Brass and woodwinds often pair well with ribbon mics, and the AT4080 performed admirably here as well. I captured a few takes with both sax and clarinet, and was able to get a nice, consistent tone. It took some time to position the mic around the sax, though. The hotter output of the AT4080 wasn't going to work right in front of the horn, but moving it out and away a bit helped. I recorded four tracks between the two instruments, and after some panning and EQ was able to get a lush, warm stereo mix.
I've always had good luck with ribbon mics on percussion, and the AT4080 was no exception. Hand percussion takes were crisp and articulate, and when used out in the room on a drum kit, the tone was rich and powerful. I especially liked the way the AT4080 mellowed out the brittle harshness of the cymbals I sometimes notice when using small condensers up top.
The AT4080 sounded very good on just about every source I threw at it. For me, the biggest plus was the increased gain versus passive ribbon mics. I don't think I'd want the AT4080 to be the only mic in my locker, but it would be a solid addition to any studio collection.
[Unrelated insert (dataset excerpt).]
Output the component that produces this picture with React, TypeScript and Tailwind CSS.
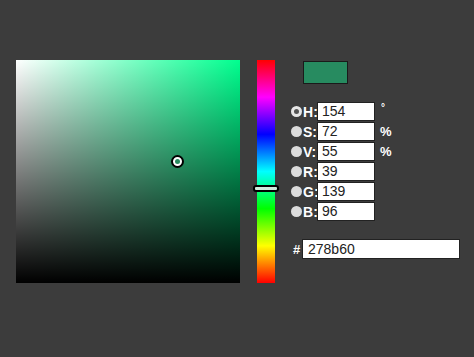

Audio Technica has a tradition of making good microphones, and the quality in evidence on the AT4080 leads me to believe it would be a reliable recording tool. If you already own an SM57 (and if not, you should), try the pair out on electric guitar; you won't be disappointed. The AT4080 is priced in line with other active ribbon microphones, and the specs are up to snuff for professional-quality results. Remember, the AT4080 is active, so you'll need 48V phantom power to drive it. Make sure your preamp, mixer, etc., is set up for this if you're going to pick one up.